O projeto de intervenção alimentar Ver Para Querer, desenvolvido pela Ordem na escola EB 2/3 de Amarante, procurou alertar os jovens para o desperdício alimentar.  Foi, ainda, responsável pela decoração da cantina, tabuleiros e tigelas, assim como pela elaboração das ementas por um nutricionista. Qual o balanço que faz desse projeto?
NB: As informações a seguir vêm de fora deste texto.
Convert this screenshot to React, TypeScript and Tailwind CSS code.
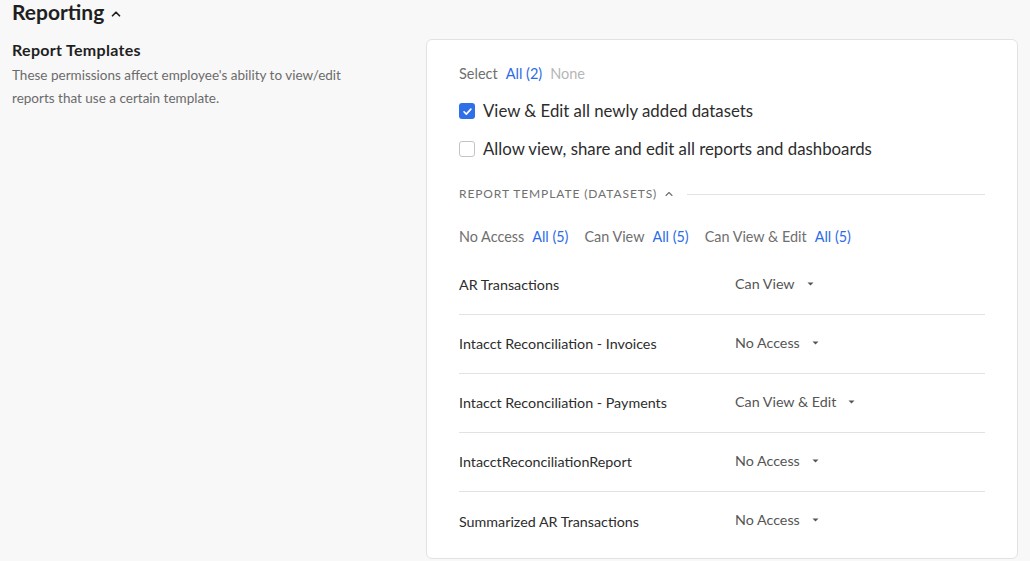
import { ChevronUp } from "lucide-react";

const font = { fontFamily: "Lato, 'Open Sans', sans-serif" };

const rows = [
  { name: "AR Transactions", access: "Can View" },
  { name: "Intacct Reconciliation - Invoices", access: "No Access" },
  { name: "Intacct Reconciliation - Payments", access: "Can View & Edit" },
  { name: "IntacctReconciliationReport", access: "No Access" },
  { name: "Summarized AR Transactions", access: "No Access" },
];

function Checkbox({ checked }: { checked: boolean }) {
  if (checked) {
    return (
      <span className="flex h-4 w-4 items-center justify-center rounded-[3px] bg-[#2f6fe8]">
        <svg width="11" height="11" viewBox="0 0 12 12" fill="none">
          <path d="M2.2 6.3l2.5 2.5 5-5.4" stroke="white" strokeWidth="1.8" strokeLinecap="round" strokeLinejoin="round" />
        </svg>
      </span>
    );
  }
  return <span className="h-4 w-4 rounded-[3px] border border-[#c4c4c4] bg-white" />;
}

function Caret() {
  return (
    <svg width="7" height="4" viewBox="0 0 7 4" className="ml-3">
      <path d="M0.5 0.5h6L3.5 3.5z" fill="#555" />
    </svg>
  );
}

export default function App() {
  return (
    <div className="min-h-[561px] bg-[#f8f8f8] px-3 text-[#2d2d2d]" style={font}>
      {/* Section heading */}
      <div className="flex h-6 items-center gap-[5px]">
        <h1 className="text-[21px] font-bold leading-6 text-[#1f1f1f]">Reporting</h1>
        <ChevronUp size={14} strokeWidth={3} className="mt-1 text-[#1f1f1f]" />
      </div>

      <div className="mt-[15px] flex">
        {/* Left description */}
        <div className="w-[414px] shrink-0 pt-px">
          <h2 className="text-[16px] font-bold leading-5 tracking-[0.3px] text-[#1f1f1f]">Report Templates</h2>
          <p className="mt-1 w-[340px] text-[13.5px] leading-[23px] text-[#6b6b6b]">
            These permissions affect employee's ability to view/edit reports that use a certain template.
          </p>
        </div>

        {/* Card */}
        <div className="flex-1 rounded-md border border-[#e2e2e2] bg-white px-8 pb-[7px] pt-6">
          <div className="flex h-5 items-center gap-2 text-[14.5px]">
            <span className="text-[#6f6f6f]">Select</span>
            <span className="text-[#2c6ce6]">All (2)</span>
            <span className="text-[#b6b6b6]">None</span>
          </div>

          <label className="mt-[15px] flex h-6 items-center gap-2 text-[16.8px]">
            <Checkbox checked />
            <span>View &amp; Edit all newly added datasets</span>
          </label>
          <label className="mt-[14px] flex h-6 items-center gap-2 text-[16.8px]">
            <Checkbox checked={false} />
            <span>Allow view, share and edit all reports and dashboards</span>
          </label>

          {/* Datasets header */}
          <div className="mt-[23px] flex h-5 items-center text-[12px] tracking-[0.9px] text-[#707070]">
            <span>REPORT TEMPLATE (DATASETS)</span>
            <ChevronUp size={12} strokeWidth={2.2} className="ml-[6px]" />
            <div className="ml-3 h-px flex-1 bg-[#e2e2e2]" />
          </div>

          <div className="mt-[23px] flex h-5 items-center gap-4 text-[14.4px]">
            <div className="flex gap-2">
              <span className="text-[#6f6f6f]">No Access</span>
              <span className="text-[#2c6ce6]">All (5)</span>
            </div>
            <div className="flex gap-2">
              <span className="text-[#6f6f6f]">Can View</span>
              <span className="text-[#2c6ce6]">All (5)</span>
            </div>
            <div className="flex gap-2">
              <span className="text-[#6f6f6f]">Can View &amp; Edit</span>
              <span className="text-[#2c6ce6]">All (5)</span>
            </div>
          </div>

          <div className="mt-[9px]">
            {rows.map((r, i) => (
              <div
                key={r.name}
                className={
                  "flex h-[59px] items-center text-[14.3px] " +
                  (i < rows.length - 1 ? "border-b border-[#e2e2e2]" : "")
                }
              >
                <span className="w-[276px] shrink-0 text-[#2d2d2d]">{r.name}</span>
                <span className="flex items-center pb-[3px] text-[#555]">
                  {r.access}
                  <Caret />
                </span>
              </div>
            ))}
          </div>
        </div>
      </div>
    </div>
  );
}
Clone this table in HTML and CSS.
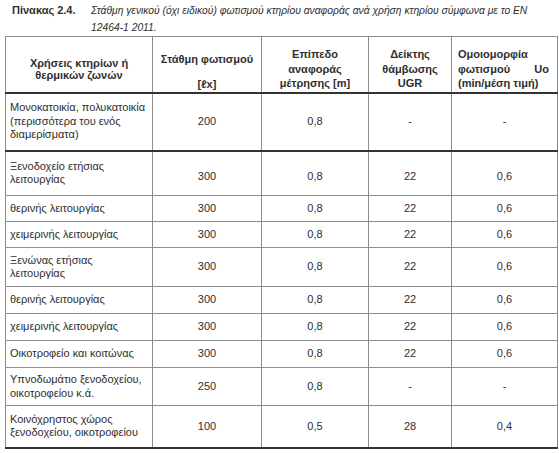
FILE: index.html
```html
<!DOCTYPE html>
<html lang="el">
<head>
  <meta charset="UTF-8" />
  <title>Πίνακας 2.4</title>
  <link rel="stylesheet" href="styles.css">
</head>
<body>

  <!-- Λεζάντα πίνακα -->
  <div class="caption">
    <span class="caption-label">Πίνακας 2.4.</span>
    <span class="caption-text">Στάθμη γενικού (όχι ειδικού) φωτισμού κτηρίου αναφοράς ανά χρήση κτηρίου σύμφωνα με το EN 12464-1 2011.</span>
  </div>

  <table class="lux">
    <colgroup>
      <col class="c-use">
      <col class="c-lux">
      <col class="c-level">
      <col class="c-ugr">
      <col class="c-uo">
    </colgroup>
    <thead>
      <tr class="head">
        <th class="h-use">Χρήσεις κτηρίων ή<br>θερμικών ζωνών</th>
        <th class="h-lux">Στάθμη φωτισμού<span class="unit">[ℓx]</span></th>
        <th>Επίπεδο<br>αναφοράς<br>μέτρησης [m]</th>
        <th>Δείκτης<br>θάμβωσης<br>UGR</th>
        <th class="h-uo">
          Ομοιομορφία
          <span class="spread"><span>φωτισμού</span><span>Uo</span></span>
          (min/μέση τιμή)
        </th>
      </tr>
    </thead>
    <tbody>
      <tr class="r1 sep">
        <td>Μονοκατοικία, πολυκατοικία (περισσότερα του ενός διαμερίσματα)</td>
        <td>200</td><td>0,8</td><td>-</td><td>-</td>
      </tr>
      <tr class="r2">
        <td>Ξενοδοχείο ετήσιας λειτουργίας</td>
        <td>300</td><td>0,8</td><td>22</td><td>0,6</td>
      </tr>
      <tr class="r3">
        <td>θερινής λειτουργίας</td>
        <td>300</td><td>0,8</td><td>22</td><td>0,6</td>
      </tr>
      <tr class="r3">
        <td>χειμερινής λειτουργίας</td>
        <td>300</td><td>0,8</td><td>22</td><td>0,6</td>
      </tr>
      <tr class="r5">
        <td>Ξενώνας ετήσιας<br>λειτουργίας</td>
        <td>300</td><td>0,8</td><td>22</td><td>0,6</td>
      </tr>
      <tr class="r6">
        <td>θερινής λειτουργίας</td>
        <td>300</td><td>0,8</td><td>22</td><td>0,6</td>
      </tr>
      <tr class="r6">
        <td>χειμερινής λειτουργίας</td>
        <td>300</td><td>0,8</td><td>22</td><td>0,6</td>
      </tr>
      <tr class="r6">
        <td>Οικοτροφείο και κοιτώνας</td>
        <td>300</td><td>0,8</td><td>22</td><td>0,6</td>
      </tr>
      <tr class="r9">
        <td>Υπνοδωμάτιο ξενοδοχείου,<br>οικοτροφείου κ.ά.</td>
        <td>250</td><td>0,8</td><td>-</td><td>-</td>
      </tr>
      <tr class="r10">
        <td>Κοινόχρηστος χώρος<br>ξενοδοχείου, οικοτροφείου</td>
        <td>100</td><td>0,5</td><td>28</td><td>0,4</td>
      </tr>
    </tbody>
  </table>

</body>
</html>
```

FILE: styles.css
```css
* {
  box-sizing: border-box;
  margin: 0;
  padding: 0;
}

html, body {
  background: #fff;
  color: #2e2e2e;
  font-family: "Liberation Sans", Arial, sans-serif;
  font-size: 11px;
}

/* Λεζάντα */
.caption {
  display: flex;
  padding: 2px 0 0 12px;
  line-height: 17px;
}

.caption-label {
  flex: 0 0 79px;
  font-weight: bold;
}

.caption-text {
  width: 452px;
  font-size: 10.3px;
  font-style: italic;
}

/* Πίνακας */
.lux {
  margin-left: 5px;
  border-collapse: collapse;
  table-layout: fixed;
  width: 552px;
}

.c-use { width: 147px; }
.c-lux { width: 109px; }
.c-level { width: 107px; }
.c-ugr { width: 83px; }
.c-uo { width: 106px; }

.lux th,
.lux td {
  border: 1px solid #8c8c8c;
  vertical-align: middle;
  text-align: center;
  line-height: 13.5px;
}

.lux th {
  font-weight: bold;
  vertical-align: top;
  line-height: 14.5px;
  padding-top: 10px;
}

.lux td:first-child {
  text-align: left;
  padding: 0 4px;
}

.head {
  height: 56px;
}

.head th {
  border-bottom: 2px solid #333;
}

.lux th.h-use {
  line-height: 11.5px;
  padding-top: 21px;
}

.lux th.h-lux {
  padding-top: 15px;
}

.h-lux .unit {
  display: block;
  margin-top: 10px;
}

.lux th.h-uo {
  text-align: left;
  padding-left: 6px;
  padding-right: 8px;
}

.spread {
  display: flex;
  justify-content: space-between;
}

.sep td {
  border-bottom: 2px solid #333;
}

.r1 { height: 58px; }
.r2 { height: 45px; }
.r3 { height: 26px; }
.r5 { height: 39px; }
.r6 { height: 27px; }
.r9 { height: 38px; }
.r10 { height: 42px; }

.r2 td {
  padding-top: 6px;
}

.r10 td {
  border-bottom: 2px solid #333;
}
```
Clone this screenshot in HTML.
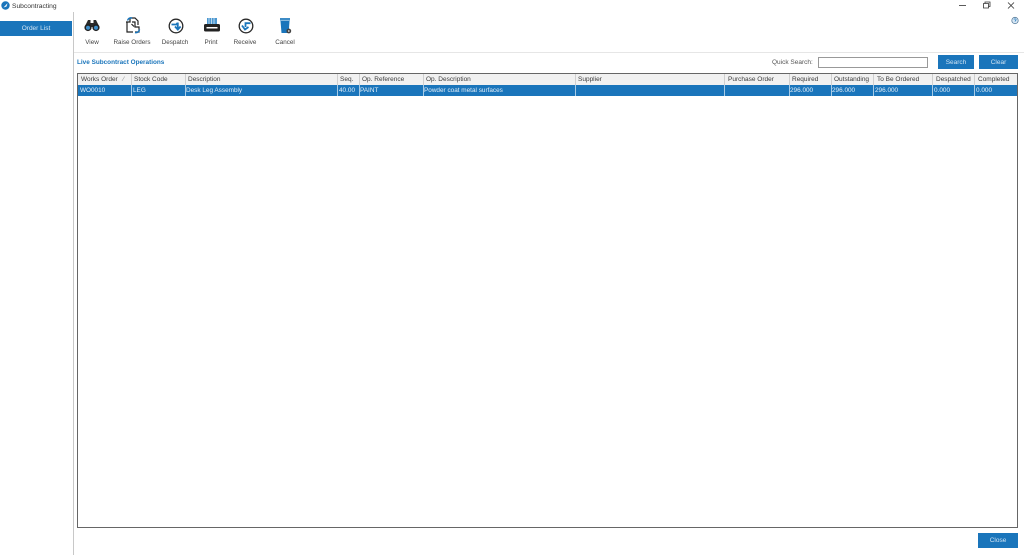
<!DOCTYPE html>
<html>
<head>
<meta charset="utf-8">
<style>
html,body{margin:0;padding:0;background:#fff;}
body{width:1024px;height:555px;position:relative;overflow:hidden;font-family:"Liberation Sans",sans-serif;font-size:6.5px;color:#444;filter:blur(.3px);}
.a{position:absolute;white-space:nowrap;}
.lbl{position:absolute;top:38.5px;text-align:center;color:#444;font-size:6.3px;line-height:8px;}
.btn{position:absolute;background:#1a75bb;color:#cfe3f3;text-align:center;font-size:6.5px;}
.h{position:absolute;top:74px;height:11px;line-height:11px;color:#3c3c3c;font-size:6.5px;white-space:nowrap;}
.c{position:absolute;top:85px;height:11px;line-height:11px;color:#e4eff8;font-size:6.4px;white-space:nowrap;}
.hs{position:absolute;top:74px;width:1px;height:11px;background:#cfcfcf;}
.rs{position:absolute;top:85px;width:1px;height:11px;background:#a8cbe6;}
</style>
</head>
<body>
<svg class="a" style="left:1px;top:1px" width="9" height="9" viewBox="0 0 9 9"><circle cx="4.5" cy="4.5" r="4.2" fill="#1a75bb"/><path d="M2.5 6.5L6.5 2.2L5.5 5.5Z" fill="#fff"/></svg>
<div class="a" style="left:12px;top:3px;font-size:6.7px;line-height:8px;color:#333">Subcontracting</div>

<svg class="a" style="left:955px;top:0" width="64" height="10" viewBox="0 0 64 10" fill="none" stroke="#333" stroke-width=".8"><path d="M4 5.5H11"/><path d="M28.500 3.500H33.500V8H28.500ZM30 3.500V2H35V6.500H33.500"/><path d="M53 2.500L59 8.500M59 2.500L53 8.500"/></svg>
<svg class="a" style="left:1011px;top:16px" width="8" height="9" viewBox="0 0 8 9"><circle cx="4" cy="4.500" r="3.200" fill="#dbe9f5" stroke="#5a7f9e" stroke-width=".8"/><path d="M2.900 3.600C3.200 2.500 5.200 2.600 5.100 3.800C5 4.600 4 4.600 4 5.600" fill="none" stroke="#1a75bb" stroke-width=".7"/></svg>

<div class="a" style="left:0;top:20.500px;width:72px;height:15px;background:#1a75bb;color:#d5e6f4;line-height:15px;text-align:center;font-size:6.500px">Order List</div>
<div class="a" style="left:73px;top:12px;width:1px;height:543px;background:#c8c8c8"></div>
<div class="a" style="left:74px;top:52px;width:950px;height:1px;background:#e6e6e6"></div>

<svg class="a" style="left:84px;top:19px" width="16" height="13" viewBox="0 0 16 13"><path d="M4 1H6.500V4H9.500V1H12L15.500 8H.5Z" fill="#2a2a2a"/><circle cx="4" cy="8.500" r="3.600" fill="#222"/><circle cx="12" cy="8.500" r="3.600" fill="#222"/><circle cx="4" cy="8.700" r="2" fill="#3f8fcb"/><circle cx="12" cy="8.700" r="2" fill="#3f8fcb"/></svg>
<div class="lbl" style="left:72px;width:40px">View</div>

<svg class="a" style="left:125px;top:17px" width="16" height="17" viewBox="0 0 16 17" fill="none"><path d="M5 1H10L13 4V8M8 15H2V5" stroke="#222" stroke-width="1.200"/><path d="M5 1V5H1" stroke="#222" stroke-width="1.200"/><path d="M7 5H10V10H14V15H10" stroke="#222" stroke-width="1.200"/><path d="M6.500 7L9 9.500" stroke="#222" stroke-width="1.200"/><path d="M2.500 3.500C3 1.500 5 .5 7 1" stroke="#1a75bb" stroke-width="1.500"/><path d="M10 15.500C12 16 14 15 14.500 12.500" stroke="#1a75bb" stroke-width="1.500"/></svg>
<div class="lbl" style="left:109px;width:46px">Raise Orders</div>

<svg class="a" style="left:168px;top:18px" width="16" height="16" viewBox="0 0 16 16" fill="none"><circle cx="8" cy="8" r="6.800" stroke="#2a2a2a" stroke-width="1.300" fill="#fff"/><path d="M3.500 6.500H9V4.800" stroke="#1a75bb" stroke-width="1.800"/><path d="M9.800 4.500V10.200M7 8.500L9.800 11.500L12.600 8.500" stroke="#1a75bb" stroke-width="1.800"/></svg>
<div class="lbl" style="left:155px;width:40px">Despatch</div>

<svg class="a" style="left:204px;top:18px" width="16" height="15" viewBox="0 0 16 15"><rect x="3" y="0" width="10" height="6" fill="#4b97d0"/><path d="M5 0V6M7.500 0V6M10 0V6" stroke="#fff" stroke-width=".6"/><rect x="0" y="6" width="16" height="7.500" rx="1.500" fill="#222"/><rect x="2.500" y="9" width="11" height="1.500" fill="#fff"/></svg>
<div class="lbl" style="left:192px;width:38px">Print</div>

<svg class="a" style="left:238px;top:18px" width="16" height="16" viewBox="0 0 16 16" fill="none"><circle cx="8" cy="8" r="6.800" stroke="#2a2a2a" stroke-width="1.300" fill="#fff"/><path d="M12.500 5.200H7.500V9" stroke="#1a75bb" stroke-width="1.800"/><path d="M4 7.500L7 11.500L10.500 9" stroke="#1a75bb" stroke-width="1.800"/></svg>
<div class="lbl" style="left:226px;width:38px">Receive</div>

<svg class="a" style="left:279px;top:18px" width="13" height="17" viewBox="0 0 13 17"><rect x="1" y="0" width="10" height="2.600" fill="#3d8cc6"/><path d="M1.500 3H10.500L9.700 15H2.500Z" fill="#1a75bb"/><circle cx="9.800" cy="13" r="2.400" fill="#444"/><circle cx="9.800" cy="13" r=".8" fill="#fff"/></svg>
<div class="lbl" style="left:265px;width:40px">Cancel</div>

<div class="a" style="left:77px;top:59px;color:#1a75bb;font-weight:bold;font-size:6.400px;line-height:8px">Live Subcontract Operations</div>
<div class="a" style="left:772px;top:58.500px;font-size:6.500px;line-height:8px;color:#555">Quick Search:</div>
<div class="a" style="left:818px;top:57px;width:108px;height:9px;border:1px solid #999;background:#fff"></div>
<div class="btn" style="left:938px;top:55px;width:36px;height:14px;line-height:15px">Search</div>
<div class="btn" style="left:979px;top:55px;width:39px;height:14px;line-height:15px">Clear</div>

<div class="a" style="left:77px;top:73px;width:939px;height:453px;border:1px solid #666;background:#fff"></div>
<div class="a" style="left:78px;top:74px;width:939px;height:11px;background:#f1f1f1"></div>
<div class="a" style="left:78px;top:85px;width:939px;height:11px;background:#1a75bb"></div>

<div class="h" style="left:81px">Works Order</div>
<div class="h" style="left:123px;color:#888">&#x2215;</div>
<div class="h" style="left:134px">Stock Code</div>
<div class="h" style="left:188px">Description</div>
<div class="h" style="left:340px">Seq.</div>
<div class="h" style="left:362px">Op. Reference</div>
<div class="h" style="left:426px">Op. Description</div>
<div class="h" style="left:578px">Supplier</div>
<div class="h" style="left:728px">Purchase Order</div>
<div class="h" style="left:792px">Required</div>
<div class="h" style="left:834px">Outstanding</div>
<div class="h" style="left:877px">To Be Ordered</div>
<div class="h" style="left:936px">Despatched</div>
<div class="h" style="left:978px">Completed</div>

<div class="hs" style="left:131px"></div><div class="hs" style="left:185px"></div><div class="hs" style="left:337px"></div><div class="hs" style="left:359px"></div><div class="hs" style="left:423px"></div><div class="hs" style="left:575px"></div><div class="hs" style="left:724px"></div><div class="hs" style="left:789px"></div><div class="hs" style="left:831px"></div><div class="hs" style="left:873px"></div><div class="hs" style="left:932px"></div><div class="hs" style="left:974px"></div>
<div class="rs" style="left:131px"></div><div class="rs" style="left:185px"></div><div class="rs" style="left:337px"></div><div class="rs" style="left:359px"></div><div class="rs" style="left:423px"></div><div class="rs" style="left:575px"></div><div class="rs" style="left:724px"></div><div class="rs" style="left:789px"></div><div class="rs" style="left:831px"></div><div class="rs" style="left:873px"></div><div class="rs" style="left:932px"></div><div class="rs" style="left:974px"></div>

<div class="c" style="left:80px">WO0010</div>
<div class="c" style="left:133px">LEG</div>
<div class="c" style="left:186px">Desk Leg Assembly</div>
<div class="c" style="left:339px">40.00</div>
<div class="c" style="left:360px">PAINT</div>
<div class="c" style="left:424px">Powder coat metal surfaces</div>
<div class="c" style="left:790px">296.000</div>
<div class="c" style="left:832px">296.000</div>
<div class="c" style="left:875px">296.000</div>
<div class="c" style="left:934px">0.000</div>
<div class="c" style="left:976px">0.000</div>

<div class="btn" style="left:978px;top:533px;width:40px;height:15px;line-height:15px">Close</div>
</body>
</html>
Foi um gosto implementar esse projeto-piloto. Os professores estiveram muito envolvidos e, apesar do curto espaço de tempo, os resultados foram muito interessantes. E preocupa-me se não puder ser dado seguimento àquilo que foi o início do projeto, porque acaba por contemplar as várias áreas que devem ser trabalhadas numa escola em matéria alimentar. Posso avançar que vai ser replicado numa ou duas escolas do Porto e, modelos como este, também existem em outras escolas do país. Mas nós não podemos ficar satisfeitos que uma, duas, quinze ou vinte escolas tenham projetos como este.

Só podemos ficar satisfeitos quando dissermos que a totalidade das escolas portuguesas tem uma cultura alimentar saudável. Há, portanto, ainda muito trabalho pela frente. Não podemos ter a presunção de dizer que se fez tudo o que havia para fazer. Se a ação não for continuada, é certo que, daqui a um mês ou um ano, vamos entrar nas escolas e o cenário alimentar vai ser o mesmo do passado. Essas iniciativas e estratégias têm de ser contínuas; não podemos conceber que se trate a matéria alimentar hoje e esta fique resolvida para o futuro. As crianças de hoje não são as mesmas de amanhã e as matérias que dizem respeito aos comportamentos alimentares têm de ser sempre trabalhadas.